Mayor of London Sadiq Khan comes under mounting pressure as the London Assembly demands an investigation into the impact of overseas investment on the capital’s housing market
In a motion agreed on Tuesday (7 June), London Assembly members blamed foreign investment for ‘contributing to the capital’s housing crisis in terms of both affordability and availability’.
The motion adds: ‘The mayor has a duty to fully investigate and report upon overseas investment in London’s housing market… to ensure that homes remain affordable for local people to buy and rent.’
The London Assembly called on Khan to ‘examine the extent to which properties owned by overseas investors are kept empty or unused; and to commission research into the effects of overseas investment on the price, affordability and supply of homes across London as a matter of urgency’.
This comes amid mounting concern over the levels of foreign ownership of homes in London, after it emerged last month that 40,000 properties in the capital belong to offshore companies.

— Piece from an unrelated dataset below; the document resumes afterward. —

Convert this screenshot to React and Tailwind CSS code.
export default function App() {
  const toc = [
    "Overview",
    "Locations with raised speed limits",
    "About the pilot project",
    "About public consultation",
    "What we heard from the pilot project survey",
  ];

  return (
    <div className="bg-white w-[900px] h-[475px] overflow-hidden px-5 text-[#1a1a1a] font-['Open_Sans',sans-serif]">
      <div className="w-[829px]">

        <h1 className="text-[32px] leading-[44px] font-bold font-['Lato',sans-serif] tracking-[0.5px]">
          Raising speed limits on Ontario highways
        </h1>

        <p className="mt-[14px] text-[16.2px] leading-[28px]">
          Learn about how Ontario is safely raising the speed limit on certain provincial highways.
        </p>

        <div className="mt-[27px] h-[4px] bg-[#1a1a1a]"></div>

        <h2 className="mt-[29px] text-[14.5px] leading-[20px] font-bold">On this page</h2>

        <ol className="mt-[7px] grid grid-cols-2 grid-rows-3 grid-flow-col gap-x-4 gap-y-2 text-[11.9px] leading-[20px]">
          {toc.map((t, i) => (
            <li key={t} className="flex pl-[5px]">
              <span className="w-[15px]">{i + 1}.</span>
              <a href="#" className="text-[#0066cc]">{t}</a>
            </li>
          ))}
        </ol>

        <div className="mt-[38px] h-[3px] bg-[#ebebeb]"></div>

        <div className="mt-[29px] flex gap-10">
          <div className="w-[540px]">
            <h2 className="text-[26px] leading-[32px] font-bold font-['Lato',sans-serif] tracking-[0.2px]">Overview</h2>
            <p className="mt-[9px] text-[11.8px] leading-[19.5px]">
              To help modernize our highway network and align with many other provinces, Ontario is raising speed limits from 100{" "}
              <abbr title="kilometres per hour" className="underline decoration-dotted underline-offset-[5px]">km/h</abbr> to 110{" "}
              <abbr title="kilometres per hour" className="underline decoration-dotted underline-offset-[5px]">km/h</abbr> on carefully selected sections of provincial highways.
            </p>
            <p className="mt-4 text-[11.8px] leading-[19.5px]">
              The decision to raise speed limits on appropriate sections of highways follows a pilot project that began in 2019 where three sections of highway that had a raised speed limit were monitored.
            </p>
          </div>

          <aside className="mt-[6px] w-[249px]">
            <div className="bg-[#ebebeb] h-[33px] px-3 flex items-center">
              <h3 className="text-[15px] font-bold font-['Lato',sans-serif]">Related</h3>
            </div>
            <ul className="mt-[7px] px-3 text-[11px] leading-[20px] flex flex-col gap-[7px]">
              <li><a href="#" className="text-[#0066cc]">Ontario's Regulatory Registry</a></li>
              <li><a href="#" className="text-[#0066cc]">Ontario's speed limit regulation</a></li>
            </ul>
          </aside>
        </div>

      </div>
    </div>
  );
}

According to the Guardian, the majority of homes in Britain’s tallest residential skyscraper - The Tower, One St George’s Wharf in Vauxhall designed by Broadway Malyan - are foreign-owned and many only lived in for part of the year.

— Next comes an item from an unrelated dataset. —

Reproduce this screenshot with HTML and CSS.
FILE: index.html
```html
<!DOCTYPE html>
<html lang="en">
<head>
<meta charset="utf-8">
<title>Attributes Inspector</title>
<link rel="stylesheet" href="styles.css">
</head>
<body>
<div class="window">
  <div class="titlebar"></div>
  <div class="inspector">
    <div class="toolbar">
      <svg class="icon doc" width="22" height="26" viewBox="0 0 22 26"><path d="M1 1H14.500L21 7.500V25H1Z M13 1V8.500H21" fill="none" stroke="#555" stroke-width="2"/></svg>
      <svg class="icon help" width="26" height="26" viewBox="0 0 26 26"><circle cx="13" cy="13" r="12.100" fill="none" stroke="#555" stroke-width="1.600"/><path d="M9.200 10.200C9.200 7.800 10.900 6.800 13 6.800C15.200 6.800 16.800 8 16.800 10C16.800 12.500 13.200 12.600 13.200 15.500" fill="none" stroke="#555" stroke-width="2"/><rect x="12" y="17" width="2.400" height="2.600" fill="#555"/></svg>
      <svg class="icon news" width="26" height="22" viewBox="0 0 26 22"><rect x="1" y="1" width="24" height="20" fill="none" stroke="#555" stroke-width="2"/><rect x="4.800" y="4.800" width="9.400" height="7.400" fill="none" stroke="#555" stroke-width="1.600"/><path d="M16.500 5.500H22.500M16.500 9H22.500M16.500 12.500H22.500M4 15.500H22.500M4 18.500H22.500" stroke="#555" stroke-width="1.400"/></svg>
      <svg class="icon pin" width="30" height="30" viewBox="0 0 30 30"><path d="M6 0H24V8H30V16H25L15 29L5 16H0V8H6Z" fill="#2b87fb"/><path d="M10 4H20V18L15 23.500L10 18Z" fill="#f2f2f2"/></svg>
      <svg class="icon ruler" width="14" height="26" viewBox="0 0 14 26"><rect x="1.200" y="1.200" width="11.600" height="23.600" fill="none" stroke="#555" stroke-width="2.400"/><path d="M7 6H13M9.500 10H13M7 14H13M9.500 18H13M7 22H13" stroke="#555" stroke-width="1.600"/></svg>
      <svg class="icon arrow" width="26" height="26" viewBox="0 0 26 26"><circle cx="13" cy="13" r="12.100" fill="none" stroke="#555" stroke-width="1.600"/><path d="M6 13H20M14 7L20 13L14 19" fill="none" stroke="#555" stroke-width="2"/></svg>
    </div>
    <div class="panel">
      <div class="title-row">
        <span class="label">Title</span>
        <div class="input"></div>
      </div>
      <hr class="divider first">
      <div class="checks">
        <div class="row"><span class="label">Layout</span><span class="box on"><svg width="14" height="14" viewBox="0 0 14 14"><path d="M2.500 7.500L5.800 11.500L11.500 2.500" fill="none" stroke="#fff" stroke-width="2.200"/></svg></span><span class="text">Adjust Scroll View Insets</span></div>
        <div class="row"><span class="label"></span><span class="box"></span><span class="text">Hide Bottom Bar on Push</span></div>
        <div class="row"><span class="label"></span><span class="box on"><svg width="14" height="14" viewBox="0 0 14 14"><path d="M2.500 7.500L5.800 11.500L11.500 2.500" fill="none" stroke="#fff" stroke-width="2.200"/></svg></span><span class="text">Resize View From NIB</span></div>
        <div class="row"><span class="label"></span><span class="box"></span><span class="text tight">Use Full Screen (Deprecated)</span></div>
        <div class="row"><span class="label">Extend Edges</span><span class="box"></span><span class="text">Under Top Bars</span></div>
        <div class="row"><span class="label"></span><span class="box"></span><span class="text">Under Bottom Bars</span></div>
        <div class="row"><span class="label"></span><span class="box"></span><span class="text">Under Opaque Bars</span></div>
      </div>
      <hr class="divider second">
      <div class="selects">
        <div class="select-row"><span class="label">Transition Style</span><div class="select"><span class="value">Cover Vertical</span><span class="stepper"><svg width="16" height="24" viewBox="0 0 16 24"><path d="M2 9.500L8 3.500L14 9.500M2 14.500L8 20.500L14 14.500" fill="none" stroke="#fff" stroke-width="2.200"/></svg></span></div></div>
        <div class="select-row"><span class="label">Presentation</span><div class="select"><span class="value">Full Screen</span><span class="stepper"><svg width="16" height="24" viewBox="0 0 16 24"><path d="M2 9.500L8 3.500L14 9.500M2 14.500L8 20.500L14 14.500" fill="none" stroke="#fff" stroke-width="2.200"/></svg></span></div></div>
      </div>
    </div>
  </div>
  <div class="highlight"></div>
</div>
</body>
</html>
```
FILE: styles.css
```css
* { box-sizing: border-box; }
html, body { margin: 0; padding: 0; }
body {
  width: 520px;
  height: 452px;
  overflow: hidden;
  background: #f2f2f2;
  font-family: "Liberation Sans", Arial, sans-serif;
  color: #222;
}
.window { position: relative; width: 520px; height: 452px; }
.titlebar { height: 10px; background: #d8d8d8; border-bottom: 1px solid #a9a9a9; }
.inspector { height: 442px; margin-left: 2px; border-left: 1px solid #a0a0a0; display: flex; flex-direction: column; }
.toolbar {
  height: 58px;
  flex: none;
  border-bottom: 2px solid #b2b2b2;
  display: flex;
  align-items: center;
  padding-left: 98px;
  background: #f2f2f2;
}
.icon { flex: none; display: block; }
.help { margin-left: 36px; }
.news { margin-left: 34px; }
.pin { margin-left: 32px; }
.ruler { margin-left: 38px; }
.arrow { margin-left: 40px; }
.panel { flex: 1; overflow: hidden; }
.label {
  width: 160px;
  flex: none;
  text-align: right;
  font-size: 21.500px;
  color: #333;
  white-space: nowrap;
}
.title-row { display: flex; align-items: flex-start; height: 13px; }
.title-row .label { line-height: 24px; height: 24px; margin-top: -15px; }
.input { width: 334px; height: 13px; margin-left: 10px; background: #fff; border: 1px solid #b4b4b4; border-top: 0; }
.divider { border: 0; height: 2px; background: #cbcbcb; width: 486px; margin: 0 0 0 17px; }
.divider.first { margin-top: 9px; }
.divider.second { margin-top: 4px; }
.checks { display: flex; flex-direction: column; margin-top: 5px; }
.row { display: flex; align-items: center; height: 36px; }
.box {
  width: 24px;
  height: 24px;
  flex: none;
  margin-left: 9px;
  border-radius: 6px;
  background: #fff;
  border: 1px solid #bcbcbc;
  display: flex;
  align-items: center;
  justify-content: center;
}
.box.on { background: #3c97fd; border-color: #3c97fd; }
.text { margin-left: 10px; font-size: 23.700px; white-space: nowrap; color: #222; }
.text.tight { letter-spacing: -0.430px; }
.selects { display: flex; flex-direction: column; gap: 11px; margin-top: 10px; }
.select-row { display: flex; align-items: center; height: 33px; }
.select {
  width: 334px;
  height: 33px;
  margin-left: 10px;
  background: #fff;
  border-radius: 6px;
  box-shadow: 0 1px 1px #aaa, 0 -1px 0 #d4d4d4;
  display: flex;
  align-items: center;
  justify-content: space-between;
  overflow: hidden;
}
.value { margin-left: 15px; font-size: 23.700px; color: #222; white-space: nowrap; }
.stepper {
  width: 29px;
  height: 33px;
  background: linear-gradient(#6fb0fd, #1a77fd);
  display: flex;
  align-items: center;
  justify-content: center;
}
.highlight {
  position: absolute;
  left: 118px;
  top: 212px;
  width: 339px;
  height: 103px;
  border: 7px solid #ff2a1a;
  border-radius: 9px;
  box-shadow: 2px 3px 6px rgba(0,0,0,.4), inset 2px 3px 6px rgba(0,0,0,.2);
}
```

The revelations prompted Khan to attack the use of homes as ‘gold bricks for investment’ by some overseas buyers.
Building 50,000 homes a year, to be offered to Londoners first; making half of all new homes ‘truly affordable; and a ‘Homes for Londoners’ living rent set at a third of the average local wage, are among Khan’s policies.
Responding to calls for an investigation into foreign ownership of homes in London, James Murray, deputy mayor for housing, said: ‘Sadiq Khan was elected on a mandate to fix London’s housing crisis and he is already working closely with partners from across the sector to build more genuinely affordable homes for Londoners and put right the appalling housing mess left behind by his predecessor. The mayor welcomes foreign investment into London property if it results in more genuinely affordable homes being built for Londoners.’

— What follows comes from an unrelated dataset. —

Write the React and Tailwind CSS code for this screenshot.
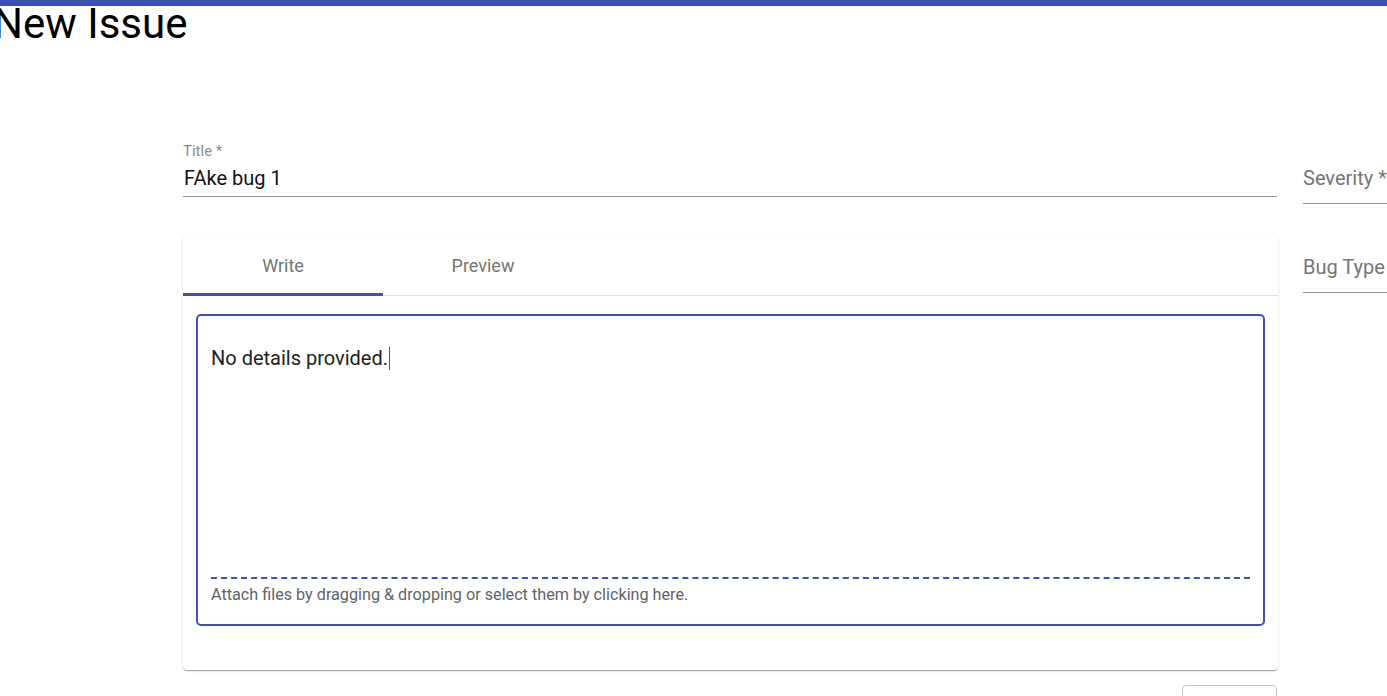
export default function App() {
  return (
    <div className="relative min-h-[696px] w-full overflow-hidden bg-white font-['Roboto',sans-serif] text-black">
      {/* app bar strip */}
      <div className="absolute left-0 right-0 top-0 z-10 h-[6px] bg-[#3f51b5]" />

      <h1 className="ml-[-7px] text-[42px] font-normal leading-[48px]">New Issue</h1>

      <div className="mt-[96px] flex gap-[25px] pl-[183px]">
        <div className="w-[1095px] shrink-0">
          <div className="w-[1094px]">
            <label className="block text-[15px] leading-[15px] text-[#8c8c8c]">Title *</label>
            <div className="mt-[7px] border-b border-[#949494] pb-[6px] pl-px text-[20px] leading-[24px] text-[#111]">FAke bug 1</div>
          </div>

          <div className="mt-[39px] h-[434px] rounded-[4px] bg-white shadow-[0_2px_1px_-1px_rgba(0,0,0,0.2),0_1px_1px_0_rgba(0,0,0,0.14),0_1px_3px_0_rgba(0,0,0,0.12)]">
            <div className="flex h-[60px] border-b border-[#e0e0e0]">
              <div className="relative flex w-[200px] items-center justify-center text-[18px] text-[#757575]">
                Write
                <span className="absolute bottom-[-1px] left-0 right-0 h-[3px] bg-[#3f51b5]" />
              </div>
              <div className="flex w-[200px] items-center justify-center text-[18px] text-[#757575]">Preview</div>
            </div>

            <div className="mx-[13px] mt-[18px] flex h-[312px] flex-col rounded-[5px] border-2 border-[#3f51b5] px-[13px] pt-[26px] pb-[19px]">
              <div className="flex-1 text-[20px] leading-[24px] text-[#212121]">
                No details provided.
                <span className="ml-px inline-block h-[23px] w-px translate-y-[5px] bg-[#3f51b5]" />
              </div>
              <div className="border-t-2 border-dashed border-[#3f51b5]" />
              <p className="mt-[6px] text-[16.2px] leading-[20px] text-[#5f6368]">Attach files by dragging &amp; dropping or select them by clicking here.</p>
            </div>
          </div>

          <div className="mt-[15px] flex justify-end pr-px">
            <button className="h-[36px] w-[95px] rounded-[4px] border border-[#c4c4c4] bg-white" />
          </div>
        </div>

        <div className="w-[300px] shrink-0">
          <div className="mt-[22px] border-b border-[#949494] pb-[13px] text-[20px] leading-[24px] text-[#757575]">Severity *</div>
          <div className="mt-[51px] border-b border-[#949494] pb-[13px] text-[20px] leading-[24px] text-[#757575]">Bug Type</div>
        </div>
      </div>
    </div>
  );
}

He added: ’However, he is deeply concerned that the capital appears to be a leading destination for many of the world’s off-shore companies, with many new homes appearing to be left empty. He has begun to look into how best to approach this matter, and he is calling on the government to ensure that all foreign companies are as transparent as UK companies if they wish to hold property titles in the UK.’
Caroline Pidgeon, the Liberal Democrat member of the London Assembly who proposed the motion, said: ‘The primary reason for investigating the real impact of overseas investment in London’s property sector is that we need to fully understand its impact on the price, affordability and supply for Londoners. Properly examining these issues should also reveal the driving force behind the design of some of London’s new buildings.’
Peter Murray, chairman of New London Architecture, told the AJ: ‘I would welcome proper research. I would not want to put off overseas investors but we need to make sure that we get the right amount of affordable housing and we tax people who leave places empty.’
Merely investigating foreign ownership of the capital’s housing stock does not go far enough, according to Simon Elmer of campaign group Architects for Social Housing.
‘Foreign, or indeed, home investment in what have accurately been called ”deposit boxes in the sky” would cease if the land on which to build them was not available,’ he said.
‘That means introducing measures to stop the social cleansing of London’s council estates, for it is on public land administered by local authorities that the vast bulk of London’s luxury apartments for investment, rather than living in, are being built.’